European sales rise 7% in January, boosted by SUVs
Europe’s car market opened the year with a 6.8 percent sales upswing in January, building on the 10-year high reached in 2017 as the region’s economy expanded.
Registrations for the month advanced to 1.29 million vehicles in the EU and EFTA markets, industry association ACEA said Thursday in a statement.
Almost all automakers posted gains, helped by booming sales of SUVs. European consumers are growing fonder of the SUVs that have long been favored in North America.
“January is usually a strong month — people resorted to buying after holding back on purchases at the end of last year,” a spokeswoman for ACEA said, adding the number of selling days was unchanged compared with the same month a year earlier.
Volkswagen Group’s 8.7 percent sales increase was lifted by its Skoda and Seat brands, which both launched SUVs last year.
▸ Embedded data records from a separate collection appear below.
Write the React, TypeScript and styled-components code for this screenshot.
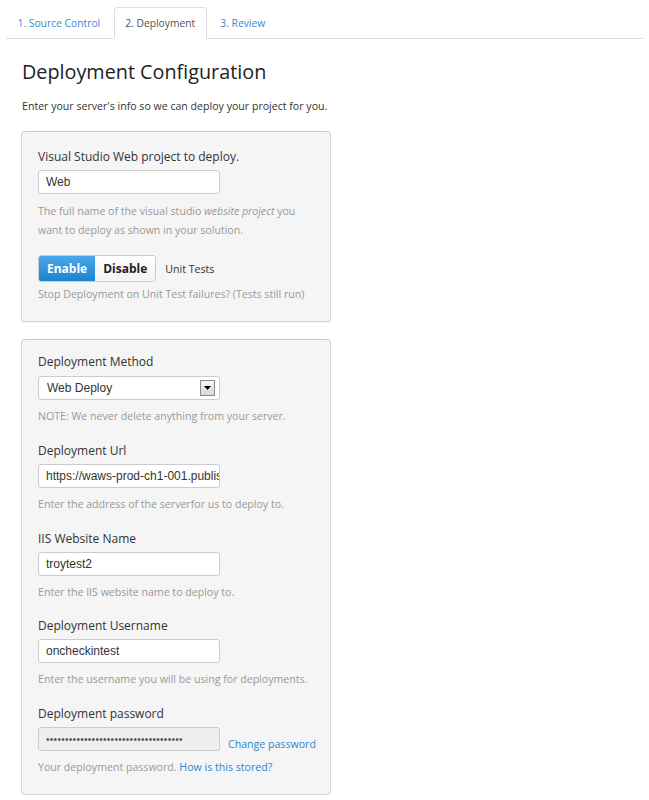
import styled, { createGlobalStyle } from 'styled-components';
import { Fragment } from 'react';

const GlobalStyle = createGlobalStyle`
  body {
    margin: 0;
    background: #fff;
    font-family: "Open Sans", "Liberation Sans", sans-serif;
    color: #333;
  }
`;

const Page = styled.div`
  padding: 7px 6px 0 6px;
`;

const Tabs = styled.div`
  display: flex;
  height: 31px;
  border-bottom: 1px solid #ddd;
`;

const Tab = styled.div<{ $active?: boolean }>`
  display: flex;
  align-items: center;
  padding: 0 10.5px;
  margin-right: 2px;
  margin-bottom: -1px;
  font-size: 10.3px;
  color: ${(p) => (p.$active ? '#555' : '#3a8ad2')};
  background: ${(p) => (p.$active ? '#fff' : 'transparent')};
  border: 1px solid ${(p) => (p.$active ? '#ddd' : 'transparent')};
  border-bottom-color: ${(p) => (p.$active ? '#fff' : 'transparent')};
  border-radius: 4px 4px 0 0;
`;

const Content = styled.div`
  padding-left: 15px;
`;

const Heading = styled.h1`
  margin: 19px 0 0 1px;
  font-size: 19.8px;
  line-height: 28px;
  font-weight: 400;
  color: #222;
`;

const Intro = styled.p`
  margin: 12px 0 0 1px;
  font-size: 10.6px;
  line-height: 16px;
  color: #333;
`;

const Panel = styled.div<{ $top: number; $padTop: number }>`
  width: 276px;
  margin-top: ${(p) => p.$top}px;
  padding: ${(p) => p.$padTop}px 16px 17px 16px;
  background: #f5f5f5;
  border: 1px solid #d6d6d6;
  border-top-color: #ccc;
  border-radius: 4px;
  box-shadow: 0 1px 1px rgba(0, 0, 0, 0.05);
`;

const Group = styled.div<{ $first?: boolean }>`
  margin-top: ${(p) => (p.$first ? 0 : 15.75)}px;
`;

const Label = styled.div`
  font-size: 12px;
  line-height: 18px;
  color: #333;
`;

const Row = styled.div`
  display: flex;
  align-items: flex-end;
  gap: 8px;
  margin-top: 4px;
`;

const TextBox = styled.div<{ $disabled?: boolean; $inRow?: boolean }>`
  box-sizing: border-box;
  flex-shrink: 0;
  width: 182px;
  height: 24px;
  margin-top: ${(p) => (p.$inRow ? 0 : 4)}px;
  padding: 0 7px;
  display: flex;
  align-items: center;
  overflow: hidden;
  white-space: nowrap;
  font-family: "Liberation Sans", Arial, sans-serif;
  font-size: 12px;
  color: #333;
  background: ${(p) => (p.$disabled ? '#eee' : '#fff')};
  border: 1px solid #ccc;
  border-radius: 3px;
`;

const Dots = styled.span`
  font-size: 10px;
  letter-spacing: 0.3px;
  color: #555;
`;

const Select = styled.div`
  box-sizing: border-box;
  width: 182px;
  height: 24px;
  margin-top: 5px;
  padding: 0 4px 0 8px;
  display: flex;
  align-items: center;
  justify-content: space-between;
  font-family: "Liberation Sans", Arial, sans-serif;
  font-size: 12px;
  color: #333;
  background: #fff;
  border: 1px solid #ccc;
  border-radius: 3px;
`;

const ArrowBox = styled.div`
  box-sizing: border-box;
  width: 15px;
  height: 16px;
  display: flex;
  align-items: center;
  justify-content: center;
  border: 1px solid #8a8a8a;
  background: linear-gradient(#f6f6f6, #d8d8d8);
`;

const Help = styled.div<{ $top?: number }>`
  margin-top: ${(p) => p.$top ?? 7}px;
  font-size: 10.6px;
  line-height: 19px;
  color: #999;
  white-space: nowrap;
`;

const Link = styled.a`
  color: #2a87d0;
  text-decoration: none;
  font-size: 10.6px;
  white-space: nowrap;
`;

const ButtonRow = styled.div`
  display: flex;
  align-items: center;
  margin-top: 15px;
`;

const ButtonGroup = styled.div`
  display: flex;
  height: 25px;
  border: 1px solid #ccc;
  border-radius: 3px;
  overflow: hidden;
`;

const ToggleButton = styled.div<{ $on?: boolean }>`
  display: flex;
  align-items: center;
  padding: 0 8px;
  font-size: 12px;
  font-weight: 700;
  color: ${(p) => (p.$on ? '#fff' : '#222')};
  background: ${(p) => (p.$on ? 'linear-gradient(#4aa8ec, #1d82d0)' : 'linear-gradient(#fff, #f3f3f3)')};
`;

const UnitTests = styled.span`
  margin-left: 9px;
  font-size: 10.6px;
  color: #333;
`;

interface FieldProps {
  label: string;
  value: string;
  help: string;
}

function Field({ label, value, help }: FieldProps): JSX.Element {
  return (
    <Group>
      <Label>{label}</Label>
      <TextBox>{value}</TextBox>
      <Help>{help}</Help>
    </Group>
  );
}

export default function App(): JSX.Element {
  return (
    <Fragment>
      <GlobalStyle />
      <Page>
        <Tabs>
          <Tab>1. Source Control</Tab>
          <Tab $active>2. Deployment</Tab>
          <Tab>3. Review</Tab>
        </Tabs>

        <Content>
          <Heading>Deployment Configuration</Heading>
          <Intro>Enter your server's info so we can deploy your project for you.</Intro>

          <Panel $top={17} $padTop={16}>
            <Label>Visual Studio Web project to deploy.</Label>
            <TextBox>Web</TextBox>
            <Help $top={8}>
              The full name of the visual studio <i>website project</i> you
              <br />
              want to deploy as shown in your solution.
            </Help>
            <ButtonRow>
              <ButtonGroup>
                <ToggleButton $on>Enable</ToggleButton>
                <ToggleButton>Disable</ToggleButton>
              </ButtonGroup>
              <UnitTests>Unit Tests</UnitTests>
            </ButtonRow>
            <Help $top={3}>Stop Deployment on Unit Test failures? (Tests still run)</Help>
          </Panel>

          <Panel $top={17} $padTop={13}>
            <Group $first>
              <Label>Deployment Method</Label>
              <Select>
                <span>Web Deploy</span>
                <ArrowBox>
                  <svg width="7" height="4" viewBox="0 0 7 4">
                    <path d="M0 0h7L3.5 4z" fill="#000" />
                  </svg>
                </ArrowBox>
              </Select>
              <Help>NOTE: We never delete anything from your server.</Help>
            </Group>
            <Field
              label="Deployment Url"
              value="https://waws-prod-ch1-001.publish.azurewebsites.windows.net"
              help="Enter the address of the serverfor us to deploy to."
            />
            <Field label="IIS Website Name" value="troytest2" help="Enter the IIS website name to deploy to." />
            <Field
              label="Deployment Username"
              value="oncheckintest"
              help="Enter the username you will be using for deployments."
            />
            <Group>
              <Label>Deployment password</Label>
              <Row>
                <TextBox $disabled $inRow>
                  <Dots>{'•'.repeat(36)}</Dots>
                </TextBox>
                <Link href="#">Change password</Link>
              </Row>
              <Help>
                Your deployment password. <Link href="#">How is this stored?</Link>
              </Help>
            </Group>
          </Panel>
        </Content>
      </Page>
    </Fragment>
  );
}
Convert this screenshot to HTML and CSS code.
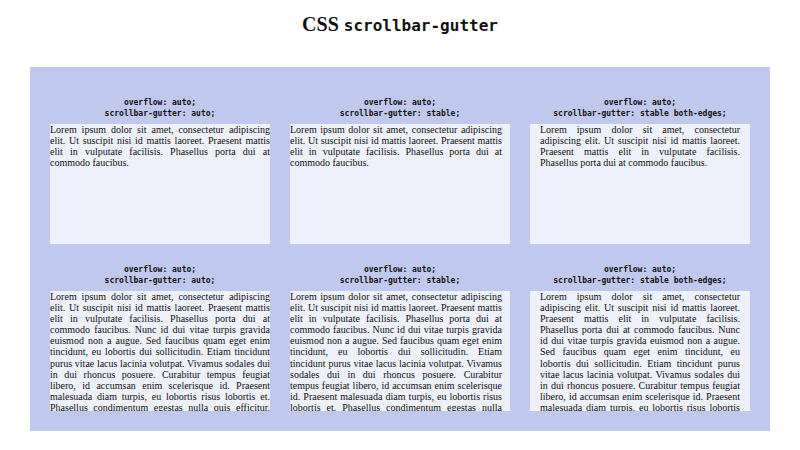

Skoda’s volume rose 21 percent last month while Seat sales were up 20 percent. VW brand gained 4 percent.
PSA Group was boosted by the addition of Opel/Vauxhall sales after the automaker acquired the European business of General Motors last year. PSA sales including the Opel/Vauxhall brands surged 73 percent and were still up 12 percent if figures for the former GM division were excluded.
French rival Renault posted a 9.5 percent gain.
Fiat Chrysler Automobiles sold almost 68 percent more Jeeps, while Fiat brand’s volume dropped 6 percent.
A growing European economy is helping to spur sales. The month marked the strongest January for western Europe since before the global recession, according to analysts at LMC Automotive.
Two of western Europe’s largest markets led the sales gains. Germany was up 12 percent, while Spain advanced 20 percent. France and Italy recorded lower single-digit gains. The UK, where demand has contracted since the 2016 Brexit vote, dropped 6.3 percent. The pace of expansion isn’t sustainable, LMC researchers said.
“Notwithstanding exceptionally strong results in some markets in January, there is still limited scope for growth in Germany, and a relatively weak UK market will constrain regional growth” for the full year, LMC said.